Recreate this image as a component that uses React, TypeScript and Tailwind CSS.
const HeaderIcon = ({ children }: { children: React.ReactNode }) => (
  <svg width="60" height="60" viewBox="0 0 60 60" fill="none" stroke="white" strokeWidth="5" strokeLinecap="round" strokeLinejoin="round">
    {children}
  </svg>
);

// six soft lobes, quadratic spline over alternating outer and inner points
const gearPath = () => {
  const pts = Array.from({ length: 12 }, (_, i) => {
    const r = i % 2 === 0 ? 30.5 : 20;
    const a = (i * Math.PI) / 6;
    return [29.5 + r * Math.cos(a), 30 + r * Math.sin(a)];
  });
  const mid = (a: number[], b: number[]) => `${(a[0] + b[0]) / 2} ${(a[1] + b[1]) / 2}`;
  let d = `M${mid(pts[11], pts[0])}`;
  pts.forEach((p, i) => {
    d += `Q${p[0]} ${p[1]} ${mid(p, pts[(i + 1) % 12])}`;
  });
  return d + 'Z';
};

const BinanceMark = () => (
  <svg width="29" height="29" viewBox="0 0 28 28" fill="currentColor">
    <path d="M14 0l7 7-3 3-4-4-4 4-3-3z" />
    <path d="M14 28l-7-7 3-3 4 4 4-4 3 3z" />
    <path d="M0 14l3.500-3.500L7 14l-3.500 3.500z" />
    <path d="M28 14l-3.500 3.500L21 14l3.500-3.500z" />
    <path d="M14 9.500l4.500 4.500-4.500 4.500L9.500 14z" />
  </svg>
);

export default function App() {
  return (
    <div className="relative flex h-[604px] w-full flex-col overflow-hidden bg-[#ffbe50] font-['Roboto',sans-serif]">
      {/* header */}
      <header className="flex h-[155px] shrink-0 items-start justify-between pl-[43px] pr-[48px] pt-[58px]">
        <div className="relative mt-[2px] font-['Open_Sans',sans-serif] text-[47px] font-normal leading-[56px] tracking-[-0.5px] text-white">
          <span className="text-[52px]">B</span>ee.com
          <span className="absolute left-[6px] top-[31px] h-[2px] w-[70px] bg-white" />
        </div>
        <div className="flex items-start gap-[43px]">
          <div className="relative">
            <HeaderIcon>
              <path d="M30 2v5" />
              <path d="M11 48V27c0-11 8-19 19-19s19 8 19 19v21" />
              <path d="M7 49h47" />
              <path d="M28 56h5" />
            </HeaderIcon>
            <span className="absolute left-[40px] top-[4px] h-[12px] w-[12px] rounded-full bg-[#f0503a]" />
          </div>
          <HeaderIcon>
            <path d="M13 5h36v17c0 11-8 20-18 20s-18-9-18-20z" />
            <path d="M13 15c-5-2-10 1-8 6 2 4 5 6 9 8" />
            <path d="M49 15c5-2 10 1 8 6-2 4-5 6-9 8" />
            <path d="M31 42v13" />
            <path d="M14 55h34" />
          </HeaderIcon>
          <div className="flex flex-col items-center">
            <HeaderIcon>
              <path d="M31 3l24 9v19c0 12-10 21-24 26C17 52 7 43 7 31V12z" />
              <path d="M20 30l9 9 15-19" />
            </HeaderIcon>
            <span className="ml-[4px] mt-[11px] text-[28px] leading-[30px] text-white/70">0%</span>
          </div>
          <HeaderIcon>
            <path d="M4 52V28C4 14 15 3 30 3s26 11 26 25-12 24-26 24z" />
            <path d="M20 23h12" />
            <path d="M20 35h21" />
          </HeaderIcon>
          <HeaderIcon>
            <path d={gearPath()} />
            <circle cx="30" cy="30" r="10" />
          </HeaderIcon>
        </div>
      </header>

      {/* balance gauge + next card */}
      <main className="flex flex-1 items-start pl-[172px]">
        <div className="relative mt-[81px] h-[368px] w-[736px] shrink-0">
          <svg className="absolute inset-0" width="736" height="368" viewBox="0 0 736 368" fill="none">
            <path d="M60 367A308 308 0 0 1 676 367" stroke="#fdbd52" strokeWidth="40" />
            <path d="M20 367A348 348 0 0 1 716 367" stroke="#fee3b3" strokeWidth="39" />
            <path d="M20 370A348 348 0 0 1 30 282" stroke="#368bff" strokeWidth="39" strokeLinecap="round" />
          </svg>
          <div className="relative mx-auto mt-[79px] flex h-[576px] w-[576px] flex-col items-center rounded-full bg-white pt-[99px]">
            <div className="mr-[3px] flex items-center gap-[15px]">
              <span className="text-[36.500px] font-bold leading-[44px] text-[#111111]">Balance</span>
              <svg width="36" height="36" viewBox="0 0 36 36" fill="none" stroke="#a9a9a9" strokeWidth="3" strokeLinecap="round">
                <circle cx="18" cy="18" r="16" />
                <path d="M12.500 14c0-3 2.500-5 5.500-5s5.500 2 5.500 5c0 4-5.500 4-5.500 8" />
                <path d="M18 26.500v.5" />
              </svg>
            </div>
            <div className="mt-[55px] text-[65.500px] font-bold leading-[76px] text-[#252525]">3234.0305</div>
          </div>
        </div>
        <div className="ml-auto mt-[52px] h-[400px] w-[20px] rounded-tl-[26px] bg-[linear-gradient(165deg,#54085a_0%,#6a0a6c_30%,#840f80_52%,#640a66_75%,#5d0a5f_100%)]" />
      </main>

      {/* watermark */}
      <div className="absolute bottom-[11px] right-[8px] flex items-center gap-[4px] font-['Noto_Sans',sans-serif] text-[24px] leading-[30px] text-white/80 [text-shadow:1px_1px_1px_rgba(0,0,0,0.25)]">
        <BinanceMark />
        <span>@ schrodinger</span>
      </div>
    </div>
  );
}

* * *

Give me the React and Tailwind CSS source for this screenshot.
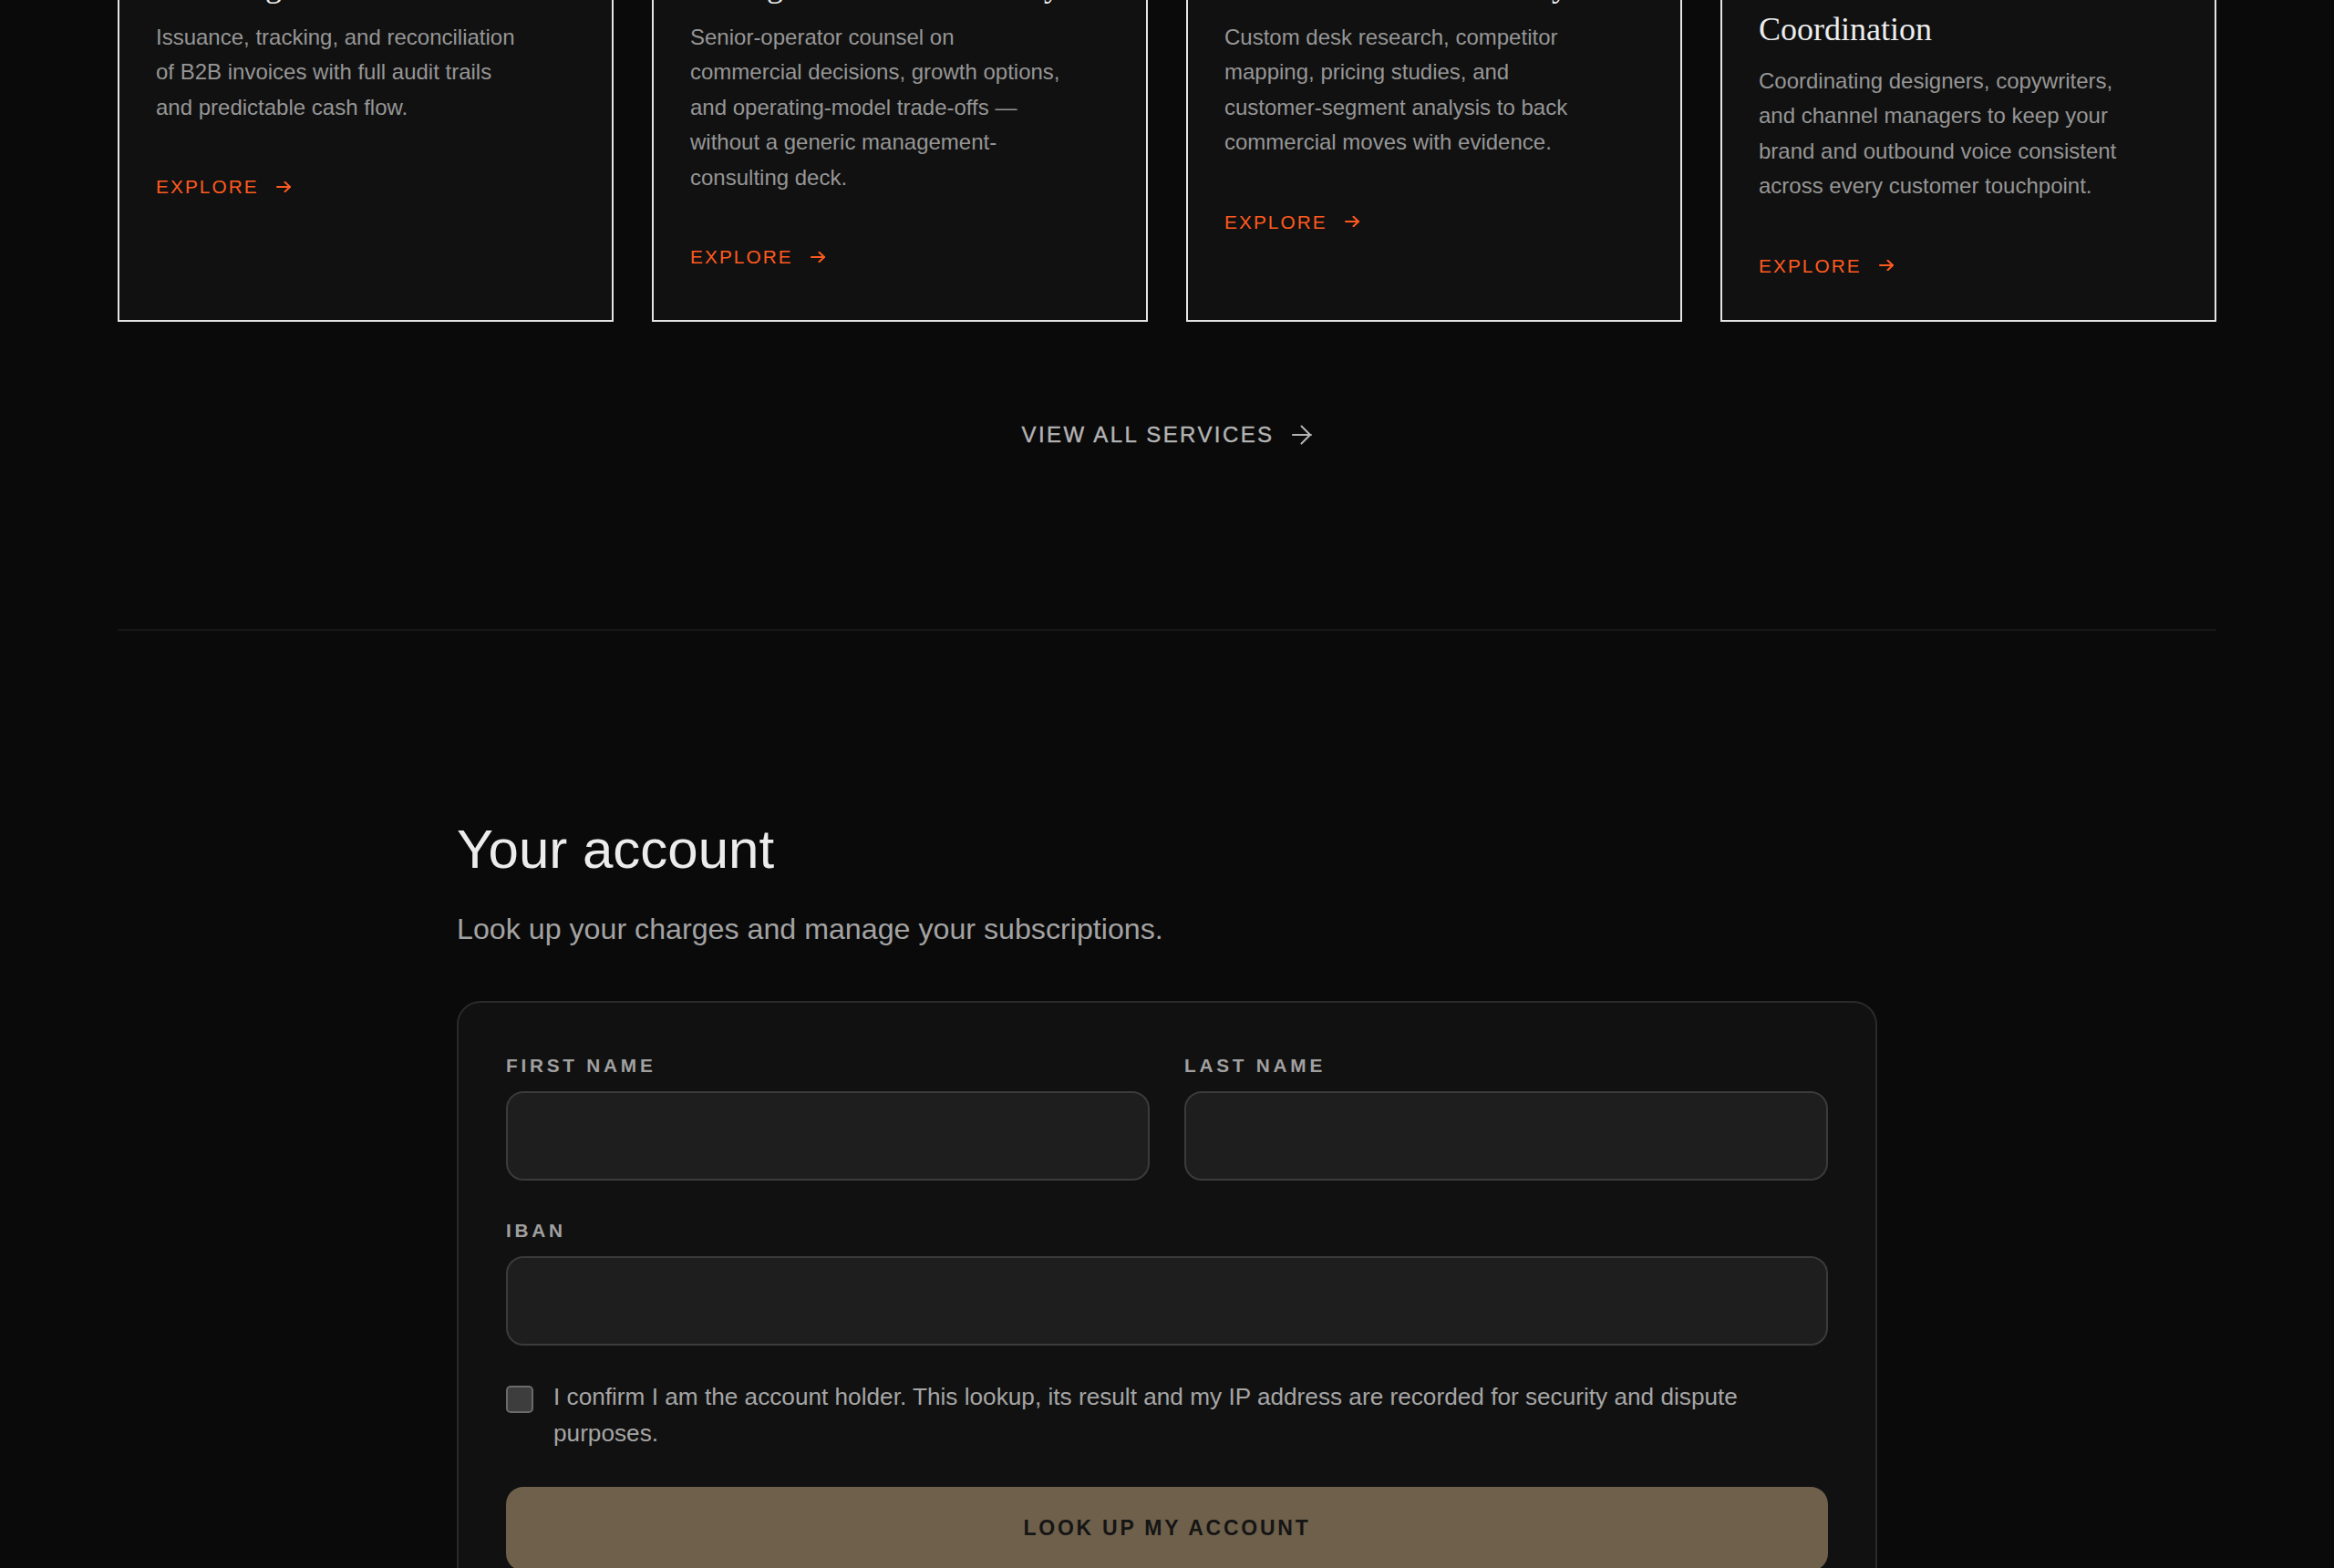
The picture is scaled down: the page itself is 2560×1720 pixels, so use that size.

Work instructions: Give again the lines from "Give me the" to "The picture is" exactly, both of those lines included, and do not include any pictures.

Result of this task:
Give me the React and Tailwind CSS source for this screenshot.
The picture is scaled down: the page itself is 2560×1720 pixels, so use that size.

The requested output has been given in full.